I read somewhere on Attwood's website that Aspies are more likely to go to college. Then I thought to myself, "but less likely to find a job afterwards".
That's definitely true, I finished my BA to go with my Associate's last December, but I have yet to find a job. If everything goes well, I may be working for the county. I passed the civil service and typing tests back in January, and I'm just now going to start interviews. Once I get a job, I'll be functioning so normally, it'll get the curbie's panties in a bunch.
I just received this response to my e-mail complaining about the "disabled man receives degree" story:
My intention was to profile a student at our college who has succeeded despite challenging circumstances. Unfortunately the column has created a lot of dissatisfaction. I will know better next time.
Thanks for reading,
Sandy Wall
well im even more detumined and focused then a lot of students on my performing arts course. sure it is hard because i don't have the social skills needed to maintain relationships which are an important part of perfroming arts. but i also know i stuggle less in terms of focusing and cos i dont' go paryting all the time and drinking i am able to come into uni at my best. a lot of autistic people get though uni.
guess what i have a lot of physically disabled friends too and at coventry univercity in england. it is more common for people with disabilites and people from other countries to suceed then it is for the average person. i feel privaliged to go to uni because not only am i autistic i am also in care! brought up in foster care means that i am at the bottom of the pile in most cases. so i got quite repuatation/stima but that also means people tend to be suprised that i wasn't pregnant at 15 or younger and not on drugs they seem suprised that i succeed. but i feel if i wasn't in care then i wouldn't have got the help i needed so i wouldn't be at uni. my parents wouldn't want to pay lol. i also got the help i needed. so my mum was real brave and good for giving me up.
means people tend to be suprised that i wasn't pregnant at 15 or younger and not on drugs they seem suprised that i succeed.
Yeah, that seems to be a common reaction from NTs, doesn't it?
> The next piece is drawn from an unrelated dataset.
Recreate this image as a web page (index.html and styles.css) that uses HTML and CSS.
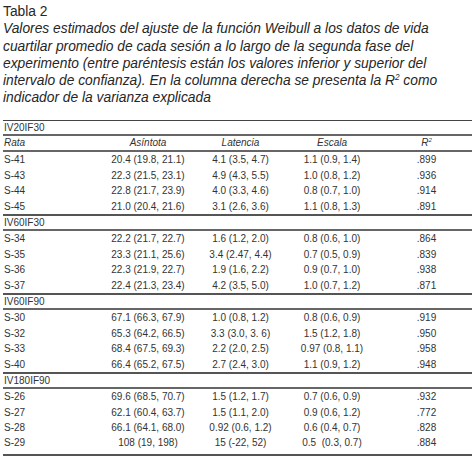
FILE: index.html
```html
<!DOCTYPE html>
<html lang="es">
<head>
<meta charset="utf-8">
<title>Tabla 2</title>
<link rel="stylesheet" href="styles.css">
</head>
<body>
<div class="page">
  <div class="caption">
    <div class="title">Tabla 2</div>
    <div class="desc">Valores estimados del ajuste de la función Weibull a los datos de vida<br>cuartilar promedio de cada sesión a lo largo de la segunda fase del<br>experimento (entre paréntesis están los valores inferior y superior del<br>intervalo de confianza). En la columna derecha se presenta la R<sup>2</sup> como<br>indicador de la varianza explicada</div>
  </div>
  <table class="data">
    <colgroup>
      <col class="c-rata"><col class="c-asi"><col class="c-lat"><col class="c-esc"><col class="c-r2">
    </colgroup>
    <tbody>
      <tr class="group first"><td colspan="5">IV20IF30</td></tr>
      <tr class="head"><td class="l">Rata</td><td>Asíntota</td><td>Latencia</td><td>Escala</td><td>R<sup>2</sup></td></tr>
      <tr><td class="l">S-41</td><td>20.4 (19.8, 21.1)</td><td>4.1 (3.5, 4.7)</td><td>1.1 (0.9, 1.4)</td><td>.899</td></tr>
      <tr><td class="l">S-43</td><td>22.3 (21.5, 23.1)</td><td>4.9 (4.3, 5.5)</td><td>1.0 (0.8, 1.2)</td><td>.936</td></tr>
      <tr><td class="l">S-44</td><td>22.8 (21.7, 23.9)</td><td>4.0 (3.3, 4.6)</td><td>0.8 (0.7, 1.0)</td><td>.914</td></tr>
      <tr class="last"><td class="l">S-45</td><td>21.0 (20.4, 21.6)</td><td>3.1 (2.6, 3.6)</td><td>1.1 (0.8, 1.3)</td><td>.891</td></tr>

      <tr class="group"><td colspan="5">IV60IF30</td></tr>
      <tr><td class="l">S-34</td><td>22.2 (21.7, 22.7)</td><td>1.6 (1.2, 2.0)</td><td>0.8 (0.6, 1.0)</td><td>.864</td></tr>
      <tr><td class="l">S-35</td><td>23.3 (21.1, 25.6)</td><td>3.4 (2.47, 4.4)</td><td>0.7 (0.5, 0.9)</td><td>.839</td></tr>
      <tr><td class="l">S-36</td><td>22.3 (21.9, 22.7)</td><td>1.9 (1.6, 2.2)</td><td>0.9 (0.7, 1.0)</td><td>.938</td></tr>
      <tr class="last"><td class="l">S-37</td><td>22.4 (21.3, 23.4)</td><td>4.2 (3.5, 5.0)</td><td>1.0 (0.7, 1.2)</td><td>.871</td></tr>

      <tr class="group"><td colspan="5">IV60IF90</td></tr>
      <tr><td class="l">S-30</td><td>67.1 (66.3, 67.9)</td><td>1.0 (0.8, 1.2)</td><td>0.8 (0.6, 0.9)</td><td>.919</td></tr>
      <tr><td class="l">S-32</td><td>65.3 (64.2, 66.5)</td><td>3.3 (3.0, 3. 6)</td><td>1.5 (1.2, 1.8)</td><td>.950</td></tr>
      <tr><td class="l">S-33</td><td>68.4 (67.5, 69.3)</td><td>2.2 (2.0, 2.5)</td><td>0.97 (0.8, 1.1)</td><td>.958</td></tr>
      <tr class="last"><td class="l">S-40</td><td>66.4 (65.2, 67.5)</td><td>2.7 (2.4, 3.0)</td><td>1.1 (0.9, 1.2)</td><td>.948</td></tr>

      <tr class="group"><td colspan="5">IV180IF90</td></tr>
      <tr><td class="l">S-26</td><td>69.6 (68.5, 70.7)</td><td>1.5 (1.2, 1.7)</td><td>0.7 (0.6, 0.9)</td><td>.932</td></tr>
      <tr><td class="l">S-27</td><td>62.1 (60.4, 63.7)</td><td>1.5 (1.1, 2.0)</td><td>0.9 (0.6, 1.2)</td><td>.772</td></tr>
      <tr><td class="l">S-28</td><td>66.1 (64.1, 68.0)</td><td>0.92 (0.6, 1.2)</td><td>0.6 (0.4, 0.7)</td><td>.828</td></tr>
      <tr class="last final"><td class="l">S-29</td><td>108 (19, 198)</td><td>15 (-22, 52)</td><td>0.5&nbsp; (0.3, 0.7)</td><td>.884</td></tr>
    </tbody>
  </table>
</div>
</body>
</html>
```

FILE: styles.css
```css
html, body {
  margin: 0;
  padding: 0;
  background: #ffffff;
}

.page {
  padding: 3px 2px 0 3px;
  font-family: "Liberation Sans", Arial, sans-serif;
  color: #262626;
}

.caption {
  font-size: 13.8px;
  line-height: 17.3px;
  white-space: nowrap;
}

.caption .desc {
  font-style: italic;
}

.caption sup,
.data sup {
  font-size: 0.6em;
  line-height: 0;
  vertical-align: 0.6em;
}

.data {
  margin-top: 13px;
  width: 469px;
  border-collapse: collapse;
  table-layout: fixed;
  font-size: 10px;
  color: #333333;
}

.c-rata { width: 95px; }
.c-asi { width: 100px; }
.c-lat { width: 85px; }
.c-esc { width: 98px; }
.c-r2 { width: 91px; }

.data td {
  padding: 0;
  height: 15.5px;
  text-align: center;
  white-space: nowrap;
  vertical-align: middle;
}

.data td.l {
  text-align: left;
  padding-left: 1px;
}

.data tr.group td {
  text-align: left;
  padding-left: 1px;
  height: 13px;
  border-top: 2px solid #555555;
  border-bottom: 2px solid #666666;
}

.data tr.group.first td {
  border-top: 1.5px solid #444444;
}

.data tr.head td {
  font-style: italic;
  height: 14px;
  border-bottom: 2px solid #666666;
}

.data tr.last td {
  border-bottom: 2px solid #555555;
}

.data tr.final td {
  height: 14px;
  padding-bottom: 5px;
}
```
They don't seem to realise that autism is NOT always a huge drawback in studying, in fact in some cases it's a huge asset. My having hyperlexia is a case in point: I can plough through vast amounts of reading material with comparative ease, and then distill the lot into a smaller, more cohesive whole. (Something my husband is always exploting; I've helped him get every job he's had since we met thanks to his own ability and my writing of his resumes :grin: )
Also, many of us have high IQs, which is another salient point which seems to escape the majority of NTs.
Alison
I thought you were referring more to foster care than to autism per se.
It's extremely unlikely an autistic girl would get pregnant at 15.
(Do let me know when that happens!).
Thank you for acknowledging your mother.
It's extremely unlikely an autistic girl would get pregnant at 15.
Not that unlikely, autistics girls are more likely to be abused from what we have seen, and the UK has the highest teen pregnancy rate in europe anyway.
Seriously! I recently made the decision to get an engineering degree... because I found astrophysics too difficult...!
Okay, yeah. I've got serious ADHD and I've gotten more than one "F" in my grade reports. It's more difficult for me than for some. But it's not amazing for an Aspie to get a college degree, and I won't be the first. Or even the millionth, most likely.
We don't suffer from AS, just ignorant attitudes and lack of understanding of our condition. I agree though that we often are very intelligent.
No worries - I might have been a bit picky.